**ENTRIES**
╔══
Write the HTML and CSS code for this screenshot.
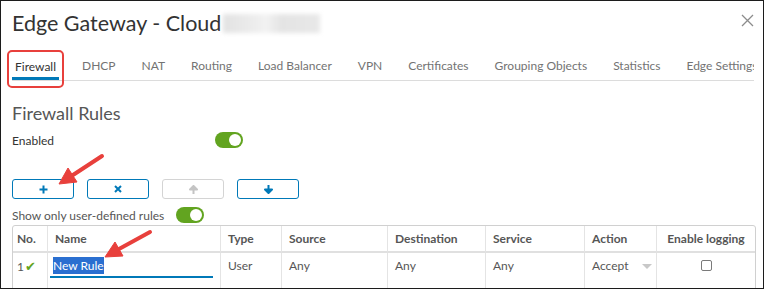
╚══
╔══
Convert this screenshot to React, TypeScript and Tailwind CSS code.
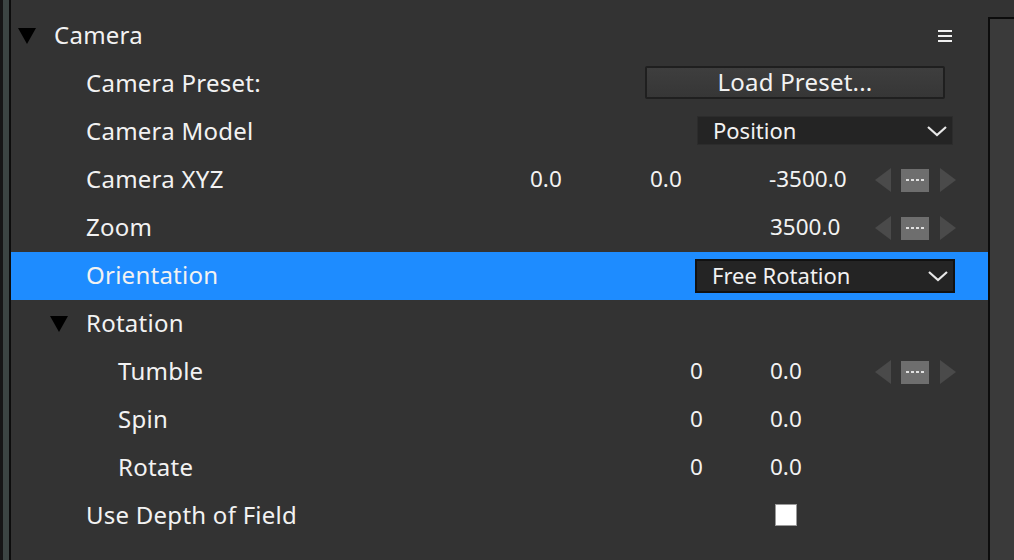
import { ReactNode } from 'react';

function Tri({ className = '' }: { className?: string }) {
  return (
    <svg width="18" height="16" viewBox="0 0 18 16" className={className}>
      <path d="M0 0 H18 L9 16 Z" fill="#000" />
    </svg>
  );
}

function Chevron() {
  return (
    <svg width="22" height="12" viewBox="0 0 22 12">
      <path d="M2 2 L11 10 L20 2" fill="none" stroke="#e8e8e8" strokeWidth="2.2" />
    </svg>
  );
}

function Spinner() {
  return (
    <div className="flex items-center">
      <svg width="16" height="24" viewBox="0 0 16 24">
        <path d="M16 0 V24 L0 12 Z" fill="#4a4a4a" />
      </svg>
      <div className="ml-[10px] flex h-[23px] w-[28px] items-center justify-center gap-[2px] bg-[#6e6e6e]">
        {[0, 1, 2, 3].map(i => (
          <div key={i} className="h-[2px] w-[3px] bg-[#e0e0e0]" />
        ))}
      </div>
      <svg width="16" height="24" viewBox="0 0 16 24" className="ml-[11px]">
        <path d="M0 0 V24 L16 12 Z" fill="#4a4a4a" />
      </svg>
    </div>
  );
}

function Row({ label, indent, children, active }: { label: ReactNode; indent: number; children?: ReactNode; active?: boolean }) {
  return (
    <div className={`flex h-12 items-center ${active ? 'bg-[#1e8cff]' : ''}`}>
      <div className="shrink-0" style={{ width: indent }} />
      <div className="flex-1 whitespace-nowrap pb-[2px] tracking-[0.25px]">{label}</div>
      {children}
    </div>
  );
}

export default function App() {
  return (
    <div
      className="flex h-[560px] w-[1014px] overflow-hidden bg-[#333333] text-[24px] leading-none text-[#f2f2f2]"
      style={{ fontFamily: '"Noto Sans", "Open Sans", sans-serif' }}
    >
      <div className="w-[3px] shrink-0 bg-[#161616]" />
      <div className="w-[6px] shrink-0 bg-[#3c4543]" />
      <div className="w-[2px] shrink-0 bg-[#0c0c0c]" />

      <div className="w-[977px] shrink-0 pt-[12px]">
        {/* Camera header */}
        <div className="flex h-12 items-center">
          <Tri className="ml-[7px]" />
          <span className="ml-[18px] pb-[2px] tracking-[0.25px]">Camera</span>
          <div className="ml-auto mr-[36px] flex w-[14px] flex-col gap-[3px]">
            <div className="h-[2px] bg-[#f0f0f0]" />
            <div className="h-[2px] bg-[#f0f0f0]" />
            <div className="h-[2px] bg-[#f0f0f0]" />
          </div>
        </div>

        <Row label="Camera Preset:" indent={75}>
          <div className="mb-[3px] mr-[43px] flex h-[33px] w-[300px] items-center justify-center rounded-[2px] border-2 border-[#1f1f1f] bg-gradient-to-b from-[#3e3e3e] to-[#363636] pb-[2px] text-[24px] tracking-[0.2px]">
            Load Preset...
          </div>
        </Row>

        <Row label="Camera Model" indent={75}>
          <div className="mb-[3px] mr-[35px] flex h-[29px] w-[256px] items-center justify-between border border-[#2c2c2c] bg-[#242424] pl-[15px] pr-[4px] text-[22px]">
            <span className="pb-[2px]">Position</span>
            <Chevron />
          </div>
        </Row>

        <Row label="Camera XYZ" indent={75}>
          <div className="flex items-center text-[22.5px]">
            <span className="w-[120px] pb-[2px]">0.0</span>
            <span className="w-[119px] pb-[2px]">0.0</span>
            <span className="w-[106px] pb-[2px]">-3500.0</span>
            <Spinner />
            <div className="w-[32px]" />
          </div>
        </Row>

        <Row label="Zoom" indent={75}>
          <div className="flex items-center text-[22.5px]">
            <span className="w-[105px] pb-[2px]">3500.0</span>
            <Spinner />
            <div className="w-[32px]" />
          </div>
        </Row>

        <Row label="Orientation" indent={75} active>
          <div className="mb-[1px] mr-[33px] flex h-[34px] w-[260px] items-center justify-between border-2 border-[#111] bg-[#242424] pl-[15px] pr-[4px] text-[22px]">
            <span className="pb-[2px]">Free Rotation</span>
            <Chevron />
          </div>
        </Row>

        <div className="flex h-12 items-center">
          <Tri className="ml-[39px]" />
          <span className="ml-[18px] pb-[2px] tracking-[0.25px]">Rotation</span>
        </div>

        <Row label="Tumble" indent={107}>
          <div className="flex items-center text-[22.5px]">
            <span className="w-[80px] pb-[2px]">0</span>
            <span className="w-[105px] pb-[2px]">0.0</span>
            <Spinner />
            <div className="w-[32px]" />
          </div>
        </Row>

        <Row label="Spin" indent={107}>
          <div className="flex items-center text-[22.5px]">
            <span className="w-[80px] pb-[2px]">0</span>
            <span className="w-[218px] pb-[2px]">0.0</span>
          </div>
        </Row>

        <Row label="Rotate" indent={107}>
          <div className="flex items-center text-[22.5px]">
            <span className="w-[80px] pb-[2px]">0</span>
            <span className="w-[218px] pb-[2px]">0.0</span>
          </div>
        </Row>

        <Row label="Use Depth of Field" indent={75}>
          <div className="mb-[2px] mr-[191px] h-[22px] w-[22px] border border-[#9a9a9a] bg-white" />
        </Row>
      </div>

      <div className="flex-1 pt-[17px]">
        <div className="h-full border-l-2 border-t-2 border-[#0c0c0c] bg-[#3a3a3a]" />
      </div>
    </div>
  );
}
╚══
**EXERCISE BRIEF**
Pull out all lines from the listing that contain the string "this".

**EXPECTED OUTPUT**
Write the HTML and CSS code for this screenshot.
Convert this screenshot to React, TypeScript and Tailwind CSS code.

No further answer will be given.